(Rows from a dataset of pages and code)
▼
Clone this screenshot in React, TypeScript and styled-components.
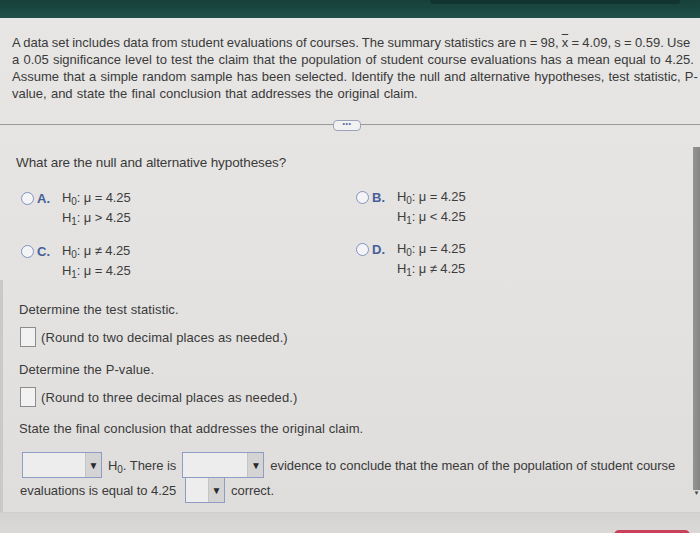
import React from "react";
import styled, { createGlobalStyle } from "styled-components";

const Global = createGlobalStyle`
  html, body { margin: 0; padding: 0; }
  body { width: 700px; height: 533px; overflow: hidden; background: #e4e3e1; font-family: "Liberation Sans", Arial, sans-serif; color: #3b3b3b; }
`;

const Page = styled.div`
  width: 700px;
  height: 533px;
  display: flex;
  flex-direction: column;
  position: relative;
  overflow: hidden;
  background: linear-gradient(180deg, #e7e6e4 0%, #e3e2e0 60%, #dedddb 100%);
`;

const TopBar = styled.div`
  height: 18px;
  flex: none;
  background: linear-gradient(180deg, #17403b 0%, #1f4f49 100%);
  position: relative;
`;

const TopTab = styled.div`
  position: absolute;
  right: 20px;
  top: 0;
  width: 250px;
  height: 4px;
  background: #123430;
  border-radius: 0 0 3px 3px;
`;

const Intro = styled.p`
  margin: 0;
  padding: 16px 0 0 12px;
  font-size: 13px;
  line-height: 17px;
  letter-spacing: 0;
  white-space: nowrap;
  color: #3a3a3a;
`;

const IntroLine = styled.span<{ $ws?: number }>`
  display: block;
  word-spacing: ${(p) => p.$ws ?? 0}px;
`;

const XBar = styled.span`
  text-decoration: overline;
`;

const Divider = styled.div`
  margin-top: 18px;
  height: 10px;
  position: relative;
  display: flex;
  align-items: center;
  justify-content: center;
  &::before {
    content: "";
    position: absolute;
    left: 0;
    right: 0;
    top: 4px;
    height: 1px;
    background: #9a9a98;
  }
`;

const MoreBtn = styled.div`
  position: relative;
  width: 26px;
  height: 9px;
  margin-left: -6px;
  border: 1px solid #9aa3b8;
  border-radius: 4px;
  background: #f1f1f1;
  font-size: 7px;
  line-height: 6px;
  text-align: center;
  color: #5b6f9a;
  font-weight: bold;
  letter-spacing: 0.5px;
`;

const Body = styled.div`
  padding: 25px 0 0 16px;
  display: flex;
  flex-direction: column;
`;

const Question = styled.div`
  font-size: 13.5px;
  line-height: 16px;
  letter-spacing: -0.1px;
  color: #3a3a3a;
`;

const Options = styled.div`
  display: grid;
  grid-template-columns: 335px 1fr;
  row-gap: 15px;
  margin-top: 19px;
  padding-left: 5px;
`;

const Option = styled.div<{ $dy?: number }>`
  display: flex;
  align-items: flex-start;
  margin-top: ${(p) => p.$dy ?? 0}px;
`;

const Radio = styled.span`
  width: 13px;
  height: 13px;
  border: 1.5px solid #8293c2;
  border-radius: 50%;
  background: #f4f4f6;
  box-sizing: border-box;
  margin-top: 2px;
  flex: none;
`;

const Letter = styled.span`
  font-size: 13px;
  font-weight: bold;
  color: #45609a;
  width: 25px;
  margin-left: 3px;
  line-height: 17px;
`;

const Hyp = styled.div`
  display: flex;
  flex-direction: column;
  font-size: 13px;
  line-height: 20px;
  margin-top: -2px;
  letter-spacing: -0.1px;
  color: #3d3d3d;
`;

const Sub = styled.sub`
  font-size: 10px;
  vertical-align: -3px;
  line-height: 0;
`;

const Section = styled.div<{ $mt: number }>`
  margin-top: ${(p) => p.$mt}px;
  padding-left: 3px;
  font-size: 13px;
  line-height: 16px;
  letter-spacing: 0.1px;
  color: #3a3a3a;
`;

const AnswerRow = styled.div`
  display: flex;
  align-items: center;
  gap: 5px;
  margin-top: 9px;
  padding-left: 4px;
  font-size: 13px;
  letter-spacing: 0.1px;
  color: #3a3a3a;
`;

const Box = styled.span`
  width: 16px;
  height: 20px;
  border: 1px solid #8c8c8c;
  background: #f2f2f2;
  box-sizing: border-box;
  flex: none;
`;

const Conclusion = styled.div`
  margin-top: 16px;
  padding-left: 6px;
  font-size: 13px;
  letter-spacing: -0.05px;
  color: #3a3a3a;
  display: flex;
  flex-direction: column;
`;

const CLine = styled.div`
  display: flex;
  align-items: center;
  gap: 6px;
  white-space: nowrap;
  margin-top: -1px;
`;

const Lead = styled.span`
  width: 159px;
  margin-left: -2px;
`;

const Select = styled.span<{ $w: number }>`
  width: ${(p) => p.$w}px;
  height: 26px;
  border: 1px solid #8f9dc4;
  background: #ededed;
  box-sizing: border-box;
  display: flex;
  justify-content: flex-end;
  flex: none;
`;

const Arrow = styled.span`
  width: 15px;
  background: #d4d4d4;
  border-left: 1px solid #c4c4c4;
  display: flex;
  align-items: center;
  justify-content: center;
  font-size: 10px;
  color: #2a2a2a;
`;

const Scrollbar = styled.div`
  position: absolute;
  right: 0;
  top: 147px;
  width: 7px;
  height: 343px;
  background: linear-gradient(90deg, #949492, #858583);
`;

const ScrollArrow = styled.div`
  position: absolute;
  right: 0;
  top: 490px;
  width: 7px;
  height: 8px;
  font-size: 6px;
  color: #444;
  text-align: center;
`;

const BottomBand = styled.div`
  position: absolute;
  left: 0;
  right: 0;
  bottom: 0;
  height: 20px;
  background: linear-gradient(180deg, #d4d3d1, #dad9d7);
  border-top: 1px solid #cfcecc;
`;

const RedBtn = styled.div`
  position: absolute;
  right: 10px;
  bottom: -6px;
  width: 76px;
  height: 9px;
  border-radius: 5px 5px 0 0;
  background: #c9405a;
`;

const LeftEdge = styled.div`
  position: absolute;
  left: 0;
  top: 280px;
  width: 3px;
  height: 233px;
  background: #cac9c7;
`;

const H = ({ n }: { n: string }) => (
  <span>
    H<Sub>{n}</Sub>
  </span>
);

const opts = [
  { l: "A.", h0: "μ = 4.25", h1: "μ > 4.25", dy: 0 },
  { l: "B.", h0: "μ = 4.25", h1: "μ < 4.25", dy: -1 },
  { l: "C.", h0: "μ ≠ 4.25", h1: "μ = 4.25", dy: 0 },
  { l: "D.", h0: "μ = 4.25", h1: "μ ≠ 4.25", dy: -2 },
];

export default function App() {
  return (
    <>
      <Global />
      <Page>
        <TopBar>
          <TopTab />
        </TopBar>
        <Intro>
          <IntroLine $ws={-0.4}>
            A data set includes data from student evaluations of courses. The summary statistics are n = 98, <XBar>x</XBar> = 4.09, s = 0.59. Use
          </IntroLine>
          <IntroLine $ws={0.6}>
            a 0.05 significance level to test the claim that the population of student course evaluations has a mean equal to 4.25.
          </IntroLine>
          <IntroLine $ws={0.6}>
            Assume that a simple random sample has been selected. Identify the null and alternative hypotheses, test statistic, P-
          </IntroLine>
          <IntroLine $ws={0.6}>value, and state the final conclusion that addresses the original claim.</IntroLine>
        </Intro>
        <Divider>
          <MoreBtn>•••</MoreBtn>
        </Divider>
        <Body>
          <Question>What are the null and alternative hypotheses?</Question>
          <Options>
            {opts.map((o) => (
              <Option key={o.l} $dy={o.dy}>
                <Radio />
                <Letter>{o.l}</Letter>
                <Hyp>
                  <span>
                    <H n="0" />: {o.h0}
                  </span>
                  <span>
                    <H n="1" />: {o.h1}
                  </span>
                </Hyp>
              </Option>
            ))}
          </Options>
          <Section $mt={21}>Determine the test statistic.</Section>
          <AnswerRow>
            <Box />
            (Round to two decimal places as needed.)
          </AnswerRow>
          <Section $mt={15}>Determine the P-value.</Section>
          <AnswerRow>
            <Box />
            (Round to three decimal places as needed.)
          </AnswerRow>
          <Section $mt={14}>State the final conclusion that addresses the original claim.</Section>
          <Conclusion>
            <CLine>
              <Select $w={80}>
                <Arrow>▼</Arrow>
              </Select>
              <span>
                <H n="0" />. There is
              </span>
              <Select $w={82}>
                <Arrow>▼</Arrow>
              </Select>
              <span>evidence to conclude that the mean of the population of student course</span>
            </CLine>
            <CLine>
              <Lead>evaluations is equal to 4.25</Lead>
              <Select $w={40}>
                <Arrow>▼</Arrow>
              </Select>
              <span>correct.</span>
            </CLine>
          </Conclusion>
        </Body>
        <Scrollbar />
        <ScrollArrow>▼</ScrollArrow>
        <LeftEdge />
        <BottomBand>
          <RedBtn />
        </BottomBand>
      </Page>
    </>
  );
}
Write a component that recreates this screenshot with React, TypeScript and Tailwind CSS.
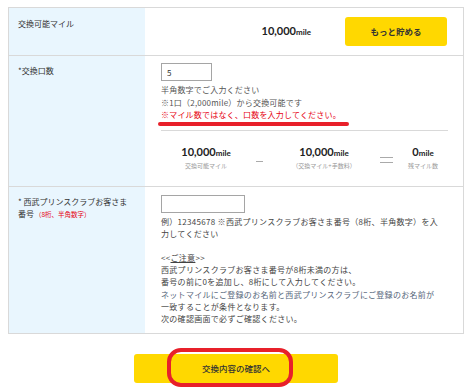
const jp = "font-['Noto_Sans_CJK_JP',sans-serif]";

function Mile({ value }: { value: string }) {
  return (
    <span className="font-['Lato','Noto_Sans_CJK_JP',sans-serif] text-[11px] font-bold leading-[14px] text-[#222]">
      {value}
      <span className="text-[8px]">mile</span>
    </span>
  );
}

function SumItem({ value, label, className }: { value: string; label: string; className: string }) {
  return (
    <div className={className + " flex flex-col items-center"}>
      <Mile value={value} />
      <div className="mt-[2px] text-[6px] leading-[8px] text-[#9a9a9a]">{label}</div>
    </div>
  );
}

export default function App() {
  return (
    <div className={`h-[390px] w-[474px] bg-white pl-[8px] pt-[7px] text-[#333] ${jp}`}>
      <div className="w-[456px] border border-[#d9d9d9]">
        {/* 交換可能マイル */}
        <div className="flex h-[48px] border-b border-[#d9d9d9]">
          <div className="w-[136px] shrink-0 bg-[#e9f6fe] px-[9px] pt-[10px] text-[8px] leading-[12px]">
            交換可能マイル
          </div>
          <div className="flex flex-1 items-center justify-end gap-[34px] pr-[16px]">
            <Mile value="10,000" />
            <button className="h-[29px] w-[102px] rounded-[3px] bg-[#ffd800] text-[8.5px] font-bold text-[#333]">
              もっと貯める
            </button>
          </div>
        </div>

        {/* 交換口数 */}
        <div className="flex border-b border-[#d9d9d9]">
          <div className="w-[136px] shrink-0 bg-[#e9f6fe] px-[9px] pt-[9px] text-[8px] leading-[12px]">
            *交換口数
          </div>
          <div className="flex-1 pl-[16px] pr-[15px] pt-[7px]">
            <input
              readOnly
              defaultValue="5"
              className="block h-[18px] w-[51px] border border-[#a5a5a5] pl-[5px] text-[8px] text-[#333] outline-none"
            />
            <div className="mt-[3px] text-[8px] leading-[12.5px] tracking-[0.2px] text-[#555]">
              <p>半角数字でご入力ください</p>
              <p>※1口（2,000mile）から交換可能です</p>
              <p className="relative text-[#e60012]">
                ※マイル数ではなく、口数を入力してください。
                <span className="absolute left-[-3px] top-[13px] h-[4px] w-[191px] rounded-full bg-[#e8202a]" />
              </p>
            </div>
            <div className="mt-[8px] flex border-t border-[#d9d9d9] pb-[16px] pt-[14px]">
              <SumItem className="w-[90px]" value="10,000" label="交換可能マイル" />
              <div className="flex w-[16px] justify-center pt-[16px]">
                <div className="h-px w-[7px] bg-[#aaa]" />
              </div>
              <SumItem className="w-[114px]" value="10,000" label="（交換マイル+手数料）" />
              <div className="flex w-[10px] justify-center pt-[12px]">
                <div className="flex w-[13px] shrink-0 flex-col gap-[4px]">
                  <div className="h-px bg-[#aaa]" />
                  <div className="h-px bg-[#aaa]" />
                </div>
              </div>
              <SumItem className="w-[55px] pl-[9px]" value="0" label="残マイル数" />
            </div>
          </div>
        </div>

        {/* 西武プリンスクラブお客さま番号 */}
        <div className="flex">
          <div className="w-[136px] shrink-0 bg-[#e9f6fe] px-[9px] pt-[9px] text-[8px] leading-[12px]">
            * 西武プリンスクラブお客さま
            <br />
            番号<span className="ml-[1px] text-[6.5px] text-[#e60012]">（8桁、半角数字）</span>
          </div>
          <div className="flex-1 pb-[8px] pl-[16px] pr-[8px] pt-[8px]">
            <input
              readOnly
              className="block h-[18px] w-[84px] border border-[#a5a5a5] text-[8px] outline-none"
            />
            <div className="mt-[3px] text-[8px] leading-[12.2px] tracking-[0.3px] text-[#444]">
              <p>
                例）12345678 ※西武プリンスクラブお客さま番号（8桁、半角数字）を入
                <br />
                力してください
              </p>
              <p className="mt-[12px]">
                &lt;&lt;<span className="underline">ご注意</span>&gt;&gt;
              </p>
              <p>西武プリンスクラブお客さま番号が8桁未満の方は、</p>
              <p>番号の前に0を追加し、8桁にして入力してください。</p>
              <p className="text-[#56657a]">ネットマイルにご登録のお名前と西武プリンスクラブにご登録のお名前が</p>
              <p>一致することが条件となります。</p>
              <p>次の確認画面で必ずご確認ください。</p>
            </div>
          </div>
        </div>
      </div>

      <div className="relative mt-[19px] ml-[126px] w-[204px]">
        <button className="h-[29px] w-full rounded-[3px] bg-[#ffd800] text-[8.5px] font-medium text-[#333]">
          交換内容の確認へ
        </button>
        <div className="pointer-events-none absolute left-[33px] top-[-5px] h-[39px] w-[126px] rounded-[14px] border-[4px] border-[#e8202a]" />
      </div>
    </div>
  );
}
▲
__Problem to work on__:
The lines to collect are those holding the string "React"; copy them all.

__Output for this exercise__:
Clone this screenshot in React, TypeScript and styled-components.
import React from "react";
Write a component that recreates this screenshot with React, TypeScript and Tailwind CSS.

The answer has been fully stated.